O Cerrado brasileiro é um dos biomas mais ricos em biodiversidade do mundo, mas ainda é pouco explorado quando o assunto é paisagismo urbano ou projetos de restauração ecológica. Enquanto espécies exóticas continuam dominando praças, avenidas e jardins, plantas nativas que combinam beleza e resistência seguem à margem do planejamento paisagístico.
Para Eder Marcos da Silva, engenheiro florestal, doutor em Botânica Aplicada e professor do curso de Agronomia da Una, é hora de mudar esse cenário. “Temos no Cerrado uma infinidade de espécies com potencial ornamental, que aliam beleza estética, valor ecológico e identidade regional. No entanto, muitas delas ainda são ignoradas por falta de conhecimento técnico ou por uma ideia equivocada de que o que vem de fora é mais bonito ou sofisticado”, afirma.
Entre as árvores mais conhecidas estão os ipês — amarelo, roxo e branco —, reconhecidos pela floração vibrante e presença marcante em espaços públicos. Mas há muito mais. Espécies da família Vochysiaceae e uma ampla variedade de gramíneas, arbustos e herbáceas também merecem atenção. “Durante uma visita ao Parque Nacional das Emas, fiquei impressionado com a diversidade de capins nativos. Muitos deles são mais interessantes que o capim-do-Texas, tão usado por aqui. É uma beleza que é nossa, mas que ainda não aprendemos a valorizar”, ressalta Silva.

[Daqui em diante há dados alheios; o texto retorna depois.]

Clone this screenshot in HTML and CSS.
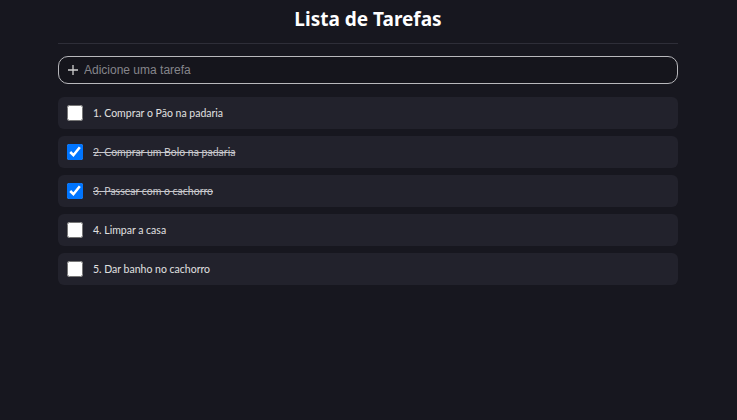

Mudança de olhar no paisagismo
Para Silva, incluir plantas nativas em projetos paisagísticos é uma escolha consciente que une estética e sustentabilidade. “Valorizar o Cerrado no paisagismo urbano é não apenas uma escolha estética e funcional. Essas espécies são adaptadas ao nosso solo, ao nosso clima e exigem menos manutenção. Além disso, fortalecem a biodiversidade ao atrair fauna local e resistem melhor às mudanças climáticas, como ondas de calor e estiagens prolongadas”.
Apesar das vantagens, essas espécies enfrentam ameaças significativas. “O avanço da fronteira agrícola com desmatamento de remanescentes para a prática da agropecuária e a urbanização desordenada reduzem drasticamente seus habitats, enquanto as queimadas cada vez mais frequentes e intensas comprometem toda a dinâmica natural dos ecossistemas. O fogo descontrolado, por exemplo, impacta diretamente espécies que não têm adaptações específicas a incêndios, prejudicando sua regeneração e sobrevivência”, alerta.
A extinção ou redução de espécies vegetais do Cerrado impacta profundamente o meio ambiente, o paisagismo urbano e a restauração ecológica. O professor explica que “o Cerrado é um hotspot de biodiversidade, com alto grau de endemismo. Muitas espécies ocorrem exclusivamente nessa região. Essa perda compromete funções ecológicas essenciais, como a proteção do solo, a recarga hídrica e o equilíbrio das cadeias alimentares”.
“No contexto urbano, a ausência dessas plantas reduz a resiliência das cidades ao clima local, empobrece a paisagem e limita os serviços ambientais prestados pela vegetação. Já na restauração ecológica, a escassez de espécies nativas adaptadas dificulta a recuperação de áreas degradadas, favorecendo soluções menos eficientes e ecologicamente frágeis, como o uso de espécies exóticas ou generalistas. Preservar as espécies endêmicas do Cerrado, portanto, é vital para manter sua biodiversidade única e garantir sustentabilidade ecológica e urbana”, defende Silva.
Ações concretas e valorização regional
Algumas iniciativas têm buscado reverter esse cenário. A Rede de Sementes do Cerrado (RSC), por exemplo, atua há mais de duas décadas na coleta, conservação e distribuição de sementes nativas, envolvendo comunidades locais e apoiando projetos de recuperação ambiental.
Para ampliar o uso dessas espécies, o professor defende uma atuação conjunta de paisagistas, arquitetos, agricultores, universidades e gestores públicos. “É preciso priorizar essas plantas nos projetos, criar viveiros especializados, apoiar bancos de sementes e investir em pesquisas sobre propagação, manejo e produção de mudas. Só assim conseguiremos romper com a lógica importada e construir uma paisagem urbana e rural mais conectada com nossa identidade e com os desafios ambientais do presente”, finaliza.